Southern Stages: Do you have touring plans for this year or are you likely waiting until next year?

Bryant: I think I’m going to shelve it until next year. I’ve got a few people I’m talking to and I might do something this fall, but the Delta variant hit Mississippi pretty hard and now it looks like it’s hitting other parts of the country. I hope I can get out there and at least do a few shows this year. I held off on a lot of that because the vinyl for my new record was supposed to be here in August and it got pushed off until October, so I’m just now looking at getting my merch in within the next couple of weeks.

Southern Stages: We are really enjoying A Meaningful Connection. Were the songs on this album newer compositions, older ones or a mixture of both?

Bryant: I would say probably only three or four of the songs I was working on right at the end of 2019 and early 2020. Covid had started without us knowing it about the time I started writing for this album.
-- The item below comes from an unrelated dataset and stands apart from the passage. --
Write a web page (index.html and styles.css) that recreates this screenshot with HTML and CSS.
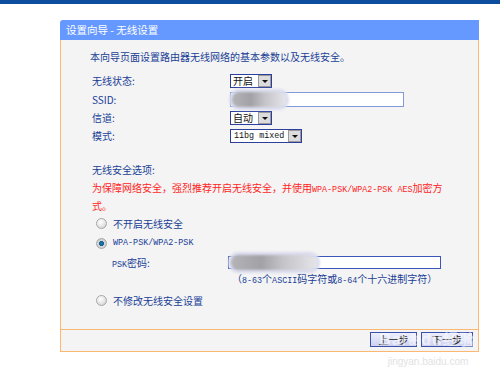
FILE: index.html
```html
<!DOCTYPE html>
<html>
<head>
    <meta charset="utf-8" />
    <title>设置向导 - 无线设置</title>
    <link rel="stylesheet" href="styles.css">
</head>
<body>
<!-- Top strip -->
<div class="top-strip"></div>

<div class="dialog">
    <div class="dlg-head">设置向导 - 无线设置</div>

    <div class="dlg-body">
        <p class="intro">本向导页面设置路由器无线网络的基本参数以及无线安全。</p>

        <!-- Basic wireless settings -->
        <div class="form">
            <span class="label">无线状态:</span>
            <div class="select sel-short"><span class="val">开启</span><span class="arrow"></span></div>

            <span class="label">SSID:</span>
            <div class="input ssid"><span class="mask"></span></div>

            <span class="label">信道:</span>
            <div class="select sel-short"><span class="val">自动</span><span class="arrow"></span></div>

            <span class="label">模式:</span>
            <div class="select sel-mode"><span class="val en">11bg mixed</span><span class="arrow"></span></div>
        </div>

        <p class="sec-title">无线安全选项:</p>
        <p class="warn">为保障网络安全，强烈推荐开启无线安全，并使用<span class="en">WPA-PSK/WPA2-PSK AES</span>加密方式。</p>

        <!-- Security options -->
        <div class="opt"><span class="radio"></span>不开启无线安全</div>
        <div class="opt"><span class="radio checked"></span><span class="en">WPA-PSK/WPA2-PSK</span></div>
        <div class="psk-row">
            <span class="psk-label"><span class="en">PSK</span>密码:</span>
            <div class="input psk"><span class="mask"></span></div>
        </div>
        <div class="hint">（<span class="en">8-63</span>个<span class="en">ASCII</span>码字符或<span class="en">8-64</span>个十六进制字符）</div>
        <div class="opt opt-last"><span class="radio"></span>不修改无线安全设置</div>
    </div>

    <div class="dlg-foot">
        <button class="btn btn-prev">上一步</button>
        <button class="btn btn-next">下一步</button>
    </div>
</div>

<!-- faint watermark from the screenshot source -->
<div class="watermark">
    <span class="wm-logo">Bai<span class="paw">❀</span>du经验</span>
    <span class="wm-url">jingyan.baidu.com</span>
</div>
</body>
</html>
```

FILE: styles.css
```css
/* ============ Router wizard page ============ */
* {
  box-sizing: border-box;
}
body {
  margin: 0;
  padding: 0;
  background-color: #fff;
  font-family: "Noto Sans CJK SC", sans-serif;
  font-size: 10px;
  color: #203e96;
  position: relative;
  height: 375px;
  overflow: hidden;
}
p {
  margin: 0;
}
.en {
  font-family: "Liberation Mono", monospace;
  font-size: 8.4px;
}
.top-strip {
  height: 4px;
  background-color: #0c4d9e;
}
.dialog {
  margin: 16px 0 0 60px;
  width: 419px;
}
.dlg-head {
  height: 20px;
  line-height: 20px;
  padding-left: 6px;
  background-color: #6699ff;
  color: #fff;
  font-size: 10.5px;
  border-radius: 3px 0 0 0;
}
.dlg-body {
  height: 289px;
  padding: 10px 0 0 31px;
  background-color: #f4f4f4;
  border-left: 1px solid #fcb870;
  border-right: 1px solid #fcb870;
}
.intro {
  margin-left: -2px;
  line-height: 14px;
}
.form {
  display: grid;
  grid-template-columns: 138px auto;
  row-gap: 4px;
  align-items: center;
  margin-top: 10px;
  justify-items: start;
}
.label {
  line-height: 14px;
}
.select {
  display: flex;
  height: 14px;
  background-color: #fff;
  border: 1px solid #2c3f9c;
}
.select .val {
  flex: 1;
  padding: 0 2px;
  line-height: 12px;
  color: #111;
}
.select .val.en {
  padding-left: 3px;
}
.select .arrow {
  width: 13px;
  background-color: #dcdcdc;
  border: 1px solid #fff;
  outline: 1px solid #9a9a9a;
  outline-offset: -1px;
  display: flex;
  align-items: center;
  justify-content: center;
}
.select .arrow:after {
  content: "";
  border-left: 3px solid transparent;
  border-right: 3px solid transparent;
  border-top: 3px solid #111;
}
.sel-short {
  width: 42px;
}
.sel-mode {
  width: 72px;
}
.input {
  position: relative;
  background-color: #fff;
}
.ssid {
  width: 174px;
  height: 15px;
  border: 1px solid #8199d8;
}
.psk {
  width: 213px;
  height: 13px;
  border: 1px solid #3b56b9;
}
/* blurred-out values */
.mask {
  position: absolute;
  border-radius: 7px;
  background: linear-gradient(90deg, #b4b4b8 0%, #a2a2a6 35%, #c4c4c8 60%, #e4e4ea 100%);
  box-shadow: 0 0 0 3px #dadcee;
  filter: blur(1.2px);
}
.ssid .mask {
  left: 1px;
  top: -1px;
  width: 54px;
  height: 15px;
}
.psk .mask {
  left: 2px;
  top: -2px;
  width: 86px;
  height: 15px;
}
.sec-title {
  margin-top: 19px;
  line-height: 15px;
}
.warn {
  width: 356px;
  margin-top: 3px;
  line-height: 15px;
  color: #ff1e1e;
}
.opt {
  display: flex;
  align-items: center;
  height: 20px;
  margin-top: 0;
}
.opt-last {
  margin-top: 4px;
}
.radio {
  width: 11px;
  height: 11px;
  margin: 0 6px 0 4px;
  border-radius: 50%;
  border: 1px solid #a8a8a8;
  background: radial-gradient(circle at 40% 35%, #fff 0%, #e4e4e4 55%, #c4c4c4 100%);
}
.radio.checked {
  background: radial-gradient(circle, #0f7fb4 0%, #1a5f90 35%, #d8d8d8 45%, #c0c0c0 100%);
}
.psk-row {
  display: flex;
  align-items: center;
  height: 19px;
  padding-left: 20px;
}
.psk-label {
  width: 116px;
}
.hint {
  height: 14px;
  line-height: 14px;
  padding-left: 140px;
}
.dlg-foot {
  height: 23px;
  display: flex;
  justify-content: flex-end;
  align-items: flex-start;
  gap: 4px;
  padding: 2px 5px 0 0;
  background-color: #f4f4f4;
  border: 1px solid #fcb870;
}
.btn {
  height: 15px;
  padding: 0;
  border: 1px solid #3c50aa;
  background: linear-gradient(#eceefc, #cdd1f0);
  font-family: "Noto Sans CJK SC", sans-serif;
  font-size: 10px;
  line-height: 13px;
  color: #222;
}
.btn-prev {
  width: 47px;
}
.btn-next {
  width: 52px;
}
.watermark {
  position: absolute;
  left: 378px;
  top: 331px;
  width: 100px;
  display: flex;
  flex-direction: column;
  align-items: center;
  pointer-events: none;
}
.wm-logo {
  font-family: "Liberation Sans", sans-serif;
  font-weight: bold;
  font-size: 16px;
  line-height: 18px;
  color: rgba(255, 255, 255, 0.55);
  letter-spacing: 1px;
}
.wm-url {
  margin-top: 7px;
  font-family: "Liberation Sans", sans-serif;
  font-size: 10px;
  line-height: 12px;
  color: #e2e2e2;
}
```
About 75% percent of it was written during lockdown and 100% of it was recorded during lockdown.

Southern Stages: Do you still tweak songs at the 13th hour even after you take them into the studio to record them?

Bryant: At that point, it was like 50-something hour tweaking [laughs]. When you’re at home and doing it yourself, you tend to overthink things anyway and, if you don’t have anything but time on your hands, you’re going to try different versions. I tend to write a song and I hear where I want it go loosely in my head and I just follow that. But there are a couple of songs on the record – like “Fight” – which is a different type of song for me in that I only had the one line “I don’t want to fight anymore” and I just had the riff. I went into the studio and said, “I’m going to see if I can make something out of this.” That song was just made on the fly. I had a couple of songs that I cut off that I thought weren’t just quite good enough.

Southern Stages: It sounds like you’re pretty savvy in the producing and engineering areas.

Bryant: I guess so – I have my own self doubts about it, but I tend to get it done.

Southern Stages: Along those same lines, do you enjoy the process of making records at home instead of being on a budget in a traditional studio with the clock ticking?

Bryant: Yes, and there’s a lot of positives with that but there are also some negatives. For example, I’ve already pretty much written my next album and I’m really missing going into a studio. The thing about going into a studio is having the [scheduled] time – it can be good for you. It forces you to make decisions and it can be more natural. Whereas, when you’re working at home – and I have friends who are producers who work at home and we talk about it a lot – sometimes you just overthink it and you need to get it out of your room because you start to do too much.

Southern Stages: So a deadline can be a good thing.

Bryant: The deadline is crucial.

Southern Stages: Some people say that now is a great time to be an artist given listeners can find your music so easily via Spotify, Youtube, iTunes, satellite radio and other modern outlets. Others say that – for the same reason – it can make it challenging to be found among the crowd. How do you view the current musical climate?

Bryant: That’s a great question. I guess I agree with both of those points. I really like the fact that anyone can try their hand at it and get it out there. When I was growing up in the ’90s, it wasn’t like that and it was hard to make a demo and burn it on CD and get it in the hands of a label. You can be your own artist now which I think is great. I sell a lot of records and have a lot of fans overseas and I’ve never been there. I have people email me and send me messages from all over Europe and Australia. A friend recently messaged me and said, “Hey, did you know they’re playing you on the radio in Melbourne?” and I said, “No!” [laughs] and I’ve never been there. For the type of artist that I am, it’s a real positive thing and I really love it. It keeps me going.

Southern Stages: Any future plans for Water Liars?

Bryant: We’re pretty much doing our own things now. We still keep up and we talk, but it’s not something that’s on our radar.